When you contribute to a pension scheme using the “relief at source” method (the most common type for personal and workplace pensions), the pension provider automatically claims basic rate tax relief from HMRC and adds it to your pot. If you contribute £800 from your take-home pay, the provider tops it up to £1,000. As a Higher Rate taxpayer, you can then claim back the additional 20 percent difference through Self Assessment, which puts £200 back in your pocket or reduces your tax bill.8GOV.UK. Tax on Your Private Pension Contributions

The way HMRC gives you that extra relief is by extending your Basic Rate band by the gross amount of the contribution. If you contribute a gross total of £5,000, your Basic Rate band stretches from £37,700 to £42,700, sheltering £5,000 more of your income from the 40 percent rate. For someone earning just above the Higher Rate threshold, even modest pension contributions can pull all their income back into the Basic Rate band. The same logic makes pension contributions extremely effective for people in the £100,000 to £125,140 range, where bringing adjusted net income below £100,000 restores the full Personal Allowance.

Gift Aid Donations

Charitable donations made under Gift Aid work almost identically. The charity claims 25 percent on top of your donation (the basic rate tax), and HMRC extends your Basic Rate band by the gross value of the gift. If you donate £1,000 under Gift Aid, the gross value is £1,250, and your Basic Rate band widens by that amount.9GOV.UK. Tax Relief When You Donate to a Charity

You claim the Higher Rate relief either through your Self Assessment return or by asking HMRC to adjust your tax code so you receive the benefit throughout the year. For claims of £5,000 or less, a phone call to HMRC is enough. Larger claims require a written request. Keep records of your donation dates and recipient charities, because HMRC may ask for details on claims of £10,000 or more.9GOV.UK. Tax Relief When You Donate to a Charity

Marriage Allowance

If your spouse or civil partner earns less than £12,570 (or doesn’t work), they can transfer £1,260 of their unused Personal Allowance to you, reducing your tax bill by up to £252 a year. There’s an important catch: the receiving partner must be a Basic Rate taxpayer. If you pay tax at the Higher Rate, you cannot benefit from this transfer.10GOV.UK. Marriage Allowance: How It Works

Couples where one partner earns just below the Higher Rate threshold should check their numbers carefully. If the receiving partner’s taxable income is under £50,270 after the Marriage Allowance is applied, the transfer works. If their income is above that, the allowance is wasted.

Scottish Income Tax Differences

Scotland sets its own income tax rates and bands under powers devolved through the Scotland Act 1998, so Scottish residents face a different structure from taxpayers in England, Wales, and Northern Ireland.11Scottish Government. Taxes

For the 2026/27 tax year, Scotland has six income tax bands instead of four.

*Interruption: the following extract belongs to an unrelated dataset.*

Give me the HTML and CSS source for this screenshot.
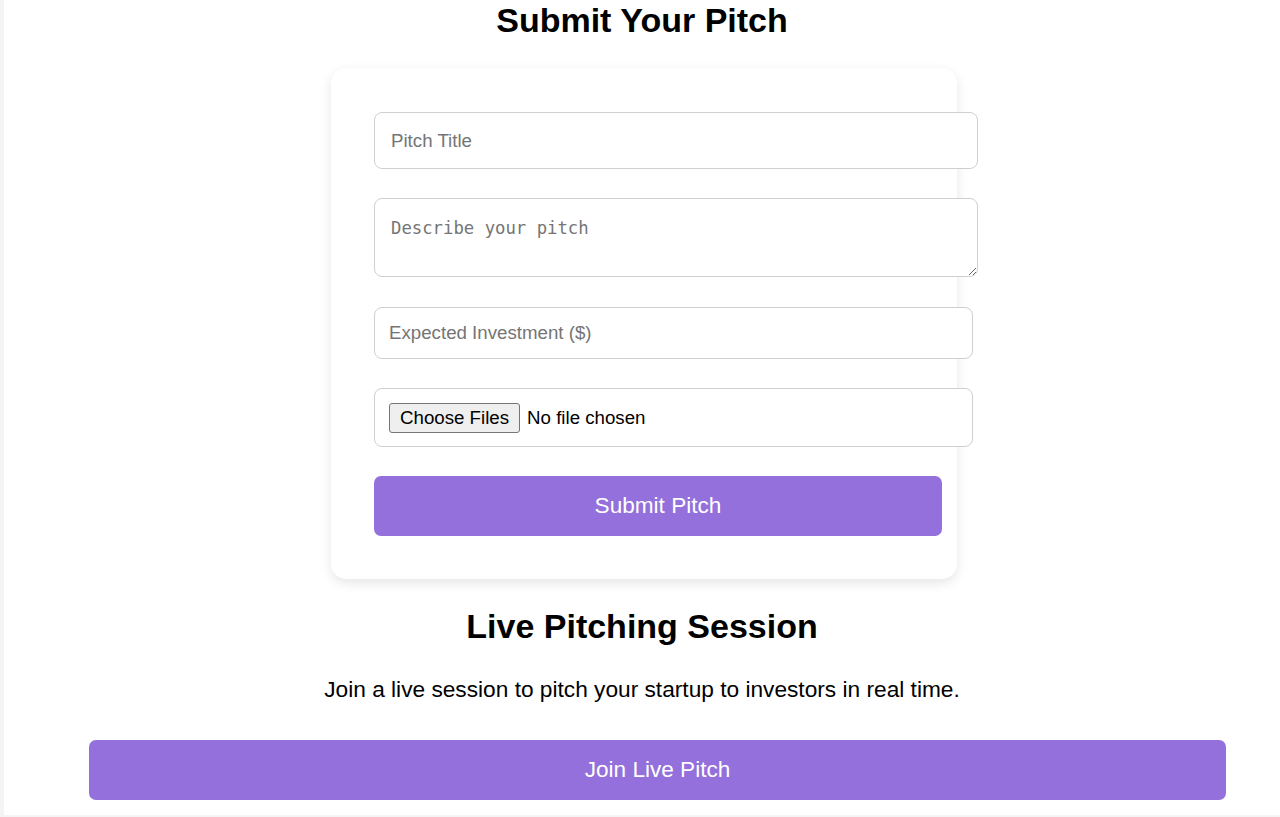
FILE: index.html
```html
<!DOCTYPE html>
<html lang="en">
<head>
<meta charset="utf-8">
<title>Submit Your Pitch</title>
<link rel="stylesheet" href="styles.css">
</head>
<body>
<main class="page">
  <h2 class="title">Submit Your Pitch</h2>
  <form class="card">
    <input class="field field-title" type="text" placeholder="Pitch Title">
    <textarea class="field field-desc" placeholder="Describe your pitch"></textarea>
    <input class="field field-invest" type="number" placeholder="Expected Investment ($)">
    <input class="field field-file" type="file" multiple>
    <button class="btn btn-submit" type="button">Submit Pitch</button>
  </form>
  <h2 class="title title-live">Live Pitching Session</h2>
  <p class="lead">Join a live session to pitch your startup to investors in real time.</p>
  <button class="btn btn-join" type="button">Join Live Pitch</button>
</main>
</body>
</html>
```
FILE: styles.css
```css
html, body {
  margin: 0;
  padding: 0;
}
body {
  background: #f4f4f4;
  font-family: "Liberation Sans", Arial, sans-serif;
  color: #000;
}
.page {
  margin-left: 4px;
  background: #fff;
  padding: 1px 0 15px;
  display: flex;
  flex-direction: column;
}
.title {
  margin: 0;
  font-size: 34px;
  line-height: 38px;
  font-weight: 700;
  text-align: center;
}
.card {
  box-sizing: border-box;
  width: 626px;
  margin: 29px 0 0 327px;
  padding: 44px 43px 43px;
  background: #fff;
  border-radius: 15px;
  box-shadow: 0 4px 12px rgba(0, 0, 0, 0.1);
  display: flex;
  flex-direction: column;
  gap: 29.3px;
}
.field {
  box-sizing: border-box;
  margin: 0;
  border: 1px solid #cfcfcf;
  border-radius: 8px;
  background: #fff;
  font-family: "Liberation Sans", Arial, sans-serif;
  font-size: 18.7px;
  color: #000;
  outline: none;
}
.field::placeholder {
  color: #757575;
}
.field-title {
  width: 604px;
  height: 57px;
  padding: 0 16px;
}
.field-desc {
  width: 604px;
  height: 79px;
  padding: 19px 16px 10px;
  font-family: "DejaVu Sans Mono", "Liberation Mono", monospace;
  font-size: 17.3px;
  resize: vertical;
}
.field-invest {
  width: 599px;
  height: 52px;
  padding: 0 14px;
}
.field-file {
  width: 599px;
  height: 59px;
  padding: 14px 14px 0;
}
.field-file::file-selector-button {
  font-family: "Liberation Sans", Arial, sans-serif;
  font-size: 18.7px;
  padding: 3px 10px;
  margin-right: 7px;
  border: 1px solid #767676;
  border-radius: 3px;
  background: #efefef;
  color: #000;
}
.btn {
  box-sizing: border-box;
  border: none;
  border-radius: 7px;
  background: #9370db;
  color: #fff;
  font-family: "Liberation Sans", Arial, sans-serif;
  font-size: 22.6px;
  cursor: pointer;
}
.btn-submit {
  width: 568px;
  height: 60px;
}
.title-live {
  margin-top: 28px;
}
.lead {
  margin: 31px 0 0;
  font-size: 22.7px;
  line-height: 26px;
  text-align: center;
}
.btn-join {
  width: 1137px;
  height: 60px;
  margin: 38px 0 0 85px;
}
```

The key differences that affect Higher Rate taxpayers: Scotland’s equivalent of the Higher Rate is 42 percent (not 40 percent), it kicks in at a lower income level (around £43,663 rather than £50,271), and there are additional bands above it including an Advanced Rate of 45 percent and a Top Rate of 48 percent on income above £125,140. The Personal Allowance remains the same across the UK at £12,570, and National Insurance rates are also identical since NI is not devolved. If you live in Scotland, your tax code will start with an “S” so your employer applies the correct rates through PAYE.

Investment Income at the Higher Rate

The 40 percent band doesn’t just affect your salary. Dividends, savings interest, and capital gains are all treated differently once you’re a Higher Rate taxpayer.

Dividends

Everyone gets a £500 tax-free dividend allowance regardless of their tax band. Beyond that, Higher Rate taxpayers pay 33.75 percent on dividend income, compared to 8.75 percent at the Basic Rate. Dividends are treated as the top slice of your income, so even a modest amount can land entirely in the Higher Rate band if your salary already fills the lower bands.12Worldwide Tax Summaries. United Kingdom – Individual – Taxes on Personal Income

Savings Interest

Basic Rate taxpayers get a £1,000 Personal Savings Allowance, meaning their first £1,000 of bank interest is tax-free. Higher Rate taxpayers get only £500. Interest above that allowance is taxed at your marginal rate, so a Higher Rate taxpayer pays 40 percent on savings interest beyond £500. ISAs shelter interest from tax entirely, which makes them increasingly valuable as your income rises.

Capital Gains

When you sell an asset at a profit, your Capital Gains Tax rate depends on your income tax band. Higher Rate taxpayers currently pay 24 percent on gains from both residential property and other assets. Basic Rate taxpayers pay 18 percent on gains that stay within the Basic Rate band, though gains that push them into the Higher Rate band are split accordingly.13GOV.UK. Capital Gains Tax: What You Pay It On, Rates and Allowances

Common Misconceptions

The biggest myth surrounding the 40 percent rate is the belief that your entire salary gets taxed at that level once you cross the threshold. As the worked example showed, someone earning £60,000 pays an effective rate of about 19 percent, not 40 percent. The second most common mistake is thinking the Higher Rate is the highest rate. The 45 percent Additional Rate applies above £125,140, and the effective 60 percent rate caused by the Personal Allowance taper applies between £100,000 and £125,140.1GOV.UK. Income Tax Rates and Personal Allowances

Another frequent error is ignoring National Insurance when budgeting. Income tax at 40 percent plus NI at 2 percent means Higher Rate earners lose 42 percent of each additional pound before other deductions like student loan repayments. Planning around the income tax number alone understates what actually leaves your pay packet.